When two new drugs for hepatitis C hit the market, they were a game-changer.
About 95 percent of hepatitis C patients can be cured with either Harvoni or Vikiera Pak, two drug regimens developed by two competing pharmaceutical companies. No longer did patients have to endure the severe side effects of older treatments, which were often taken as weekly injections.
The catch? Both had a sticker price of about $1,000 a day. That put the drugs out of reach for many people without insurance, and led some insurers to refuse coverage of the treatment unless a patient’s infection had already progressed.
The CDC estimates that 3.2 million people in the United States have hepatitis C, which can be spread through infected needles, syringes or contact with another person’s blood.
Enter the country’s largest pharmacy benefits manager: St. Louis-based Express Scripts.
In December, the company convinced AbbVie, the maker of Vikiera Pak, to grant a steep discount for their hepatitis C medication on many of the plans that Express Scripts manages. In exchange, those plans would not cover Harvoni, which is manufactured by their competitor, Gilead. Express Scripts claimed the deal would save them $1 billion over the course of a year.
Chief Medical Officer Steve Miller at Express Scripts helped negotiate the deal. He said it was only possible because the two drugs are “medically equivalent.” In clinical trials, they showed similar cure rates, side effects and occurrences of withdrawal.
Miller had a hefty amount of negotiating power behind him: Express Scripts negotiates drug prices for about 85 million people covered under the health insurance plans it manages—from people who buy their insurance from companies like Anthem to military service members and employees at the U.S. Department of Defense.
But three months into the deal, some doctors say the two drugs aren’t interchangeable. While slightly less expensive than Harvoni, AbbVie’s Vikiera Pak consists of four pills per day and may react negatively with oral contraceptives or heart medications.
“It’s a restriction on choice,” said Dr. Brent Tetri, a St. Louis University physician who specializes in conditions of the liver and pancreas.
“It takes a pretty compliant patient to remember to take multiple pills in the morning and more in the evening. So, if there are any compliance concerns, it’s better to take one a day,” Tetri said.
If doctors want to prescribe Harvoni to patients whose plans includes Express Scripts, they must go through an appeals process.
“It’s often a long wait. Typically it takes us a month or two to get medications approved for our patients, to jump through all the hoops to get approval for these things,” Tetri said.
Even though the waiting period for an appeal doesn’t normally pose a medical danger for patients, there’s often frustration when a treatment can’t begin immediately. For doctors, it’s more than an annoyance.

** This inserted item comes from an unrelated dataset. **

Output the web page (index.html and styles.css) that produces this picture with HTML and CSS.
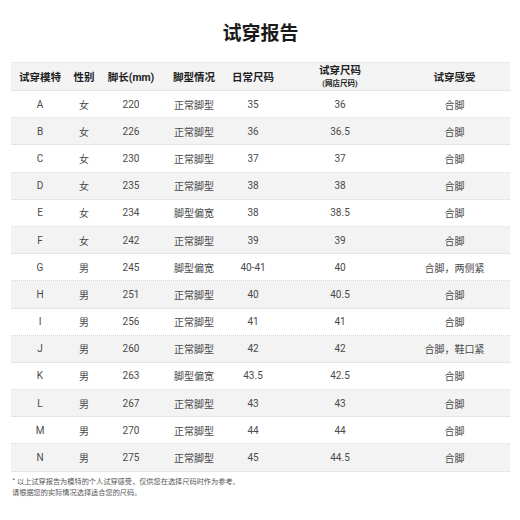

“It’s a real problem for us on the administrative end. There’s a lot of cost involved for our personnel and staff members to be on the phone for literally hours at a time, trying to get through to people,” Tetri said.
Express Scripts’ Steve Miller said the company estimated that only 5 percent of patients covered by their plans would appeal to take Harvoni. They’ve seen that projection play out over the past three months.

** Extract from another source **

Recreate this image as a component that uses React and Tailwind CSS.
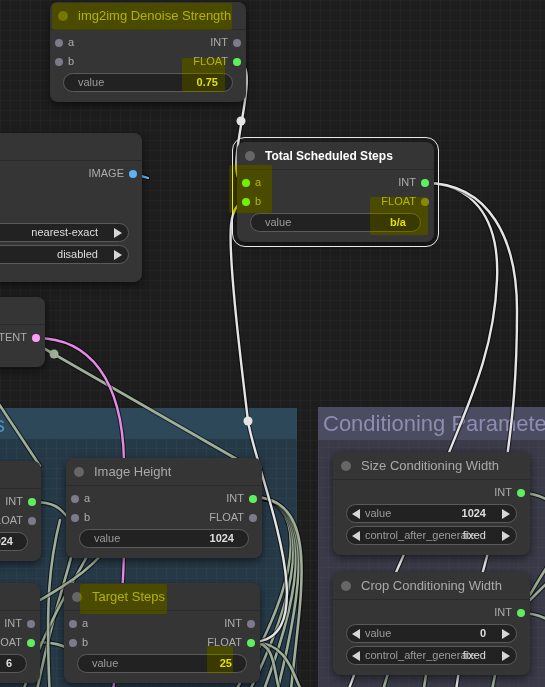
import React from 'react'

const GRAY = 'bg-[#7b7b8c]'
const GREEN = 'bg-[#5df05d]'
const BLUE = 'bg-[#5cb3f5]'
const PINK = 'bg-[#ff9cf9]'

const WHITE_WIRE = '#e4e4e4'
const GRAY_WIRE = '#9fae98'

function Dot({ color }) {
  return <span className={`block h-[8px] w-[8px] shrink-0 rounded-full ${color}`} />
}

function Slot({ input, inColor = GRAY, output, outColor = GRAY }) {
  return (
    <div className="flex h-[19px] items-center justify-between text-[11px] text-[#acacac]">
      {input ? (
        <div className="flex items-center">
          <span className="ml-[5px]">
            <Dot color={inColor} />
          </span>
          <span className="ml-[5px]">{input}</span>
        </div>
      ) : (
        <div />
      )}
      {output ? (
        <div className="flex items-center">
          <span>{output}</span>
          <span className="ml-[5px] mr-[5px]">
            <Dot color={outColor} />
          </span>
        </div>
      ) : (
        <div />
      )}
    </div>
  )
}

function Tri({ dir }) {
  return (
    <svg width="8" height="10" viewBox="0 0 8 10" className="shrink-0">
      <path d={dir === 'l' ? 'M8 0 L0 5 L8 10 Z' : 'M0 0 L8 5 L0 10 Z'} fill="#d6d6d6" />
    </svg>
  )
}

function Widget({ label, value, arrows = false, valueCls = 'font-bold text-[#dedede]', gap = 'mt-[2px]' }) {
  return (
    <div
      className={`mx-[13px] flex h-[19px] items-center rounded-full border border-[#5a5a5a] bg-[#222222] text-[11px] ${gap} ${
        arrows ? 'pl-[5px] pr-[6px]' : 'px-[14px]'
      }`}
    >
      {arrows && <Tri dir="l" />}
      <div className={`relative flex h-full flex-1 items-center ${arrows ? 'ml-[5px] mr-[16px]' : ''}`}>
        <span className="whitespace-nowrap text-[#9c9c9c]">{label}</span>
        <span className={`absolute right-0 whitespace-nowrap ${valueCls}`}>{value}</span>
      </div>
      {arrows && <Tri dir="r" />}
    </div>
  )
}

function Node({ pos, title, titleCls = 'text-[13px] text-[#a9a9a9]', selected = false, body = 'pb-[10px]', children }) {
  return (
    <div
      className={`absolute rounded-[8px] bg-[#353535] shadow-[0_3px_8px_rgba(0,0,0,0.55)] ${pos} ${
        selected ? 'outline outline-1 outline-offset-[4px] outline-[#e8e8e8]' : ''
      }`}
    >
      <div className="flex h-[28px] items-center border-b border-[#2a2a2a]">
        <span className="ml-[8px] h-[10px] w-[10px] shrink-0 rounded-full bg-[#666666]" />
        <span className={`ml-[10px] whitespace-nowrap ${titleCls}`}>{title}</span>
      </div>
      <div className={`pt-[3px] ${body}`}>{children}</div>
    </div>
  )
}

function Link({ d, color, w = 2.4 }) {
  return (
    <g>
      <path d={d} fill="none" stroke="rgba(0,0,0,0.55)" strokeWidth={w + 2.2} strokeLinecap="round" />
      <path d={d} fill="none" stroke={color} strokeWidth={w} strokeLinecap="round" />
    </g>
  )
}

const grayLinks = [
  'M45 349 L240 461',
  'M-5 398 L40 466',
  'M33 502 C60 502, 62 512, 72 522',
  'M31 642 C55 642, 62 645, 72 650',
  'M75 540 C70 570, 55 600, 35 700',
  'M95 540 C80 575, 50 610, 20 700',
  'M60 520 C50 560, 45 600, 50 700',
  'M110 545 C90 570, 70 585, -5 625',
  'M252 497 C300 497, 315 560, 230 700',
  'M252 497 C306 497, 311 570, 245 700',
  'M252 497 C312 497, 307 580, 260 700',
  'M252 497 C318 497, 303 590, 275 700',
  'M252 497 C324 497, 299 600, 290 700',
  'M251 642 C285 642, 290 665, 305 700',
  'M251 642 C278 642, 272 672, 282 700',
  'M520 493 C550 493, 560 510, 590 540',
  'M520 613 C550 613, 565 630, 590 660',
  'M600 500 C560 540, 545 570, 515 620',
  'M610 520 C575 555, 555 575, 530 600',
  'M600 640 C570 660, 560 680, 550 700',
  'M395 650 L380 700',
  'M430 650 L422 700',
  'M500 650 L490 700',
]

const marks = [
  'left-[52px] top-[3px] w-[180px] h-[27px]',
  'left-[182px] top-[58px] w-[43px] h-[34px]',
  'left-[229px] top-[165px] w-[43px] h-[48px]',
  'left-[370px] top-[197px] w-[58px] h-[38px]',
  'left-[80px] top-[584px] w-[87px] h-[30px]',
  'left-[207px] top-[646px] w-[26px] h-[27px]',
]

export default function App() {
  return (
    <div className="relative h-[687px] w-[545px] overflow-hidden bg-[#1d1d1d] bg-[linear-gradient(rgba(255,255,255,0.025)_1px,transparent_1px),linear-gradient(90deg,rgba(255,255,255,0.025)_1px,transparent_1px)] bg-[size:10px_10px] font-['Liberation_Sans',Arial,sans-serif]">
      {/* groups */}
      <div className="absolute left-[-164px] top-[408px] h-[300px] w-[461px] bg-[#263947] bg-[linear-gradient(rgba(255,255,255,0.025)_1px,transparent_1px),linear-gradient(90deg,rgba(255,255,255,0.025)_1px,transparent_1px)] bg-[size:10px_10px]">
        <div className="h-[31px] whitespace-nowrap bg-[#2d4859] pl-[4px] text-[22px] leading-[34px] text-[#4f8fbf]">
          Step Parameters
        </div>
      </div>
      <div className="absolute left-[318px] top-[407px] h-[300px] w-[240px] bg-[#3a3a48] bg-[linear-gradient(rgba(255,255,255,0.025)_1px,transparent_1px),linear-gradient(90deg,rgba(255,255,255,0.025)_1px,transparent_1px)] bg-[size:10px_10px]">
        <div className="h-[33px] whitespace-nowrap bg-[#4b4b62] pl-[5px] text-[22px] leading-[33px] text-[#8d8db0]">
          Conditioning Parameters
        </div>
      </div>

      {/* links */}
      <svg className="absolute left-0 top-0" width="545" height="687">
        {grayLinks.map((d, i) => (
          <Link key={i} d={d} color={GRAY_WIRE} w={2.6} />
        ))}
        <circle cx="54" cy="354" r="4.5" fill={GRAY_WIRE} />
        <Link d="M36 338 C90 338, 122 380, 124 460 C126 540, 124 600, 112 700" color="#e68ae6" />
        <Link d="M132 175 C140 175, 143 176, 148 178" color="#64b5f6" />
        <Link d="M237 62 C267 62, 216 183, 246 183" color={WHITE_WIRE} />
        <Link
          d="M251 642 C330 642, 255 470, 248 421 C242 370, 228 260, 231 225 C233 207, 239 202, 246 202"
          color={WHITE_WIRE}
        />
        <Link
          d="M425 183 C470 183, 500 215, 497 280 C494 350, 470 400, 450 450 C430 500, 380 600, 345 700"
          color={WHITE_WIRE}
        />
        <Link
          d="M425 183 C490 183, 517 240, 517 310 C517 380, 512 420, 508 450 C500 520, 485 560, 470 620 C462 650, 458 670, 455 700"
          color={WHITE_WIRE}
        />
        <circle cx="241" cy="121" r="4.5" fill={WHITE_WIRE} />
        <circle cx="248" cy="421" r="4.5" fill={WHITE_WIRE} />
      </svg>

      {/* nodes */}
      <Node pos="left-[50px] top-[2px] w-[196px]" title="img2img Denoise Strength">
        <Slot input="a" output="INT" />
        <Slot input="b" output="FLOAT" outColor={GREEN} />
        <Widget label="value" value="0.75" />
      </Node>

      <Node
        pos="left-[237px] top-[142px] w-[197px]"
        title="Total Scheduled Steps"
        titleCls="text-[12px] font-bold text-white"
        selected
      >
        <Slot input="a" inColor={GREEN} output="INT" outColor={GREEN} />
        <Slot input="b" inColor={GREEN} output="FLOAT" />
        <Widget label="value" value="b/a" />
      </Node>

      <Node pos="left-[-160px] top-[133px] w-[302px]" title="Upscale Image" body="pb-[18px]">
        <Slot input="image" output="IMAGE" outColor={BLUE} />
        <div className="h-[38px]" />
        <Widget label="upscale_method" value="nearest-exact" arrows valueCls="text-[#dedede]" />
        <Widget label="crop" value="disabled" arrows valueCls="text-[#dedede]" gap="mt-[3px]" />
      </Node>

      <Node pos="left-[-150px] top-[297px] w-[195px] h-[70px]" title="Empty Latent" body="pb-0">
        <Slot output="LATENT" outColor={PINK} />
      </Node>

      <Node pos="left-[-155px] top-[461px] w-[196px]" title="Image Width">
        <Slot input="a" output="INT" outColor={GREEN} />
        <Slot input="b" output="FLOAT" />
        <Widget label="value" value="1024" />
      </Node>

      <Node pos="left-[66px] top-[458px] w-[196px]" title="Image Height">
        <Slot input="a" output="INT" outColor={GREEN} />
        <Slot input="b" output="FLOAT" />
        <Widget label="value" value="1024" />
      </Node>

      <Node pos="left-[-156px] top-[583px] w-[196px]" title="Refiner Steps">
        <Slot input="a" output="INT" />
        <Slot input="b" output="FLOAT" outColor={GREEN} />
        <Widget label="value" value="6" />
      </Node>

      <Node pos="left-[64px] top-[583px] w-[196px]" title="Target Steps">
        <Slot input="a" output="INT" />
        <Slot input="b" output="FLOAT" outColor={GREEN} />
        <Widget label="value" value="25" />
      </Node>

      <Node pos="left-[333px] top-[452px] w-[197px]" title="Size Conditioning Width">
        <Slot output="INT" outColor={GREEN} />
        <Widget label="value" value="1024" arrows />
        <Widget label="control_after_generate" value="fixed" arrows valueCls="text-[#dedede]" gap="mt-[3px]" />
      </Node>

      <Node pos="left-[333px] top-[572px] w-[197px]" title="Crop Conditioning Width">
        <Slot output="INT" outColor={GREEN} />
        <Widget label="value" value="0" arrows />
        <Widget label="control_after_generate" value="fixed" arrows valueCls="text-[#dedede]" gap="mt-[3px]" />
      </Node>

      {/* marker highlights */}
      {marks.map((m, i) => (
        <React.Fragment key={i}>
          <div className={`absolute rounded-[2px] bg-[#ffff00] mix-blend-multiply ${m}`} />
          <div className={`absolute rounded-[2px] bg-[#1c1c00] mix-blend-screen ${m}`} />
        </React.Fragment>
      ))}
    </div>
  )
}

“If the appeal has legitimate, scientific basis to it, it gets approved. If the appeal is just that some marketing person has convinced them that one drug’s better than the other, the appeal gets denied,” Miller said.
Miller said he sees these negotiations as ways to improve the entire healthcare system. He says the overall price of both Harvoni and Viekira Pak dropped because of his company’s involvement.
“When we were able to negotiate this deal, Gilead wanted to keep market share so they started discounting,” Miller said. “This is unprecedented.”
Pharmaceutical companies are not required to disclose the discounts they negotiate with insurance companies and benefit managers, so it’s impossible to prove Express Scripts’ savings calculation. But as Gilead’s shares dropped in February, analysts predicted the company would be discounting Harvoni by an average of 46 percent, more than twice as much as in 2014.
Express Scripts’ Next Target: Cancer Drugs
The hepatitis C drug negotiations may be the first time Express Scripts has used an exclusion rule to pressure drug companies to reduce prices, but it’s unlikely to be the last. Miller said he plans to use a similar strategy to bring down the cost of cancer drugs, which he says has gotten “out of control” as cures have progressed.
“It’s more expensive now to buy you an extra month of life than it was in 1970,” Miller said. With hundreds of cancer drugs “in the pipeline” to become mainstream cures, Miller said there has to be an entity to check the cost. Patients with insurance don’t often notice the actual price of the drugs they take. Insurance companies can spread out the cost of pricier drugs to everyone that they insure when charging premiums.
“How do we give patients the very best treatment and best chance for cure, but also have affordability so that they can access the drugs?” Miller said.
He said that could include excluding competing drugs, value-based payment systems, or bundled payments. Express Scripts expects to release an outline of that plan to its clients in May.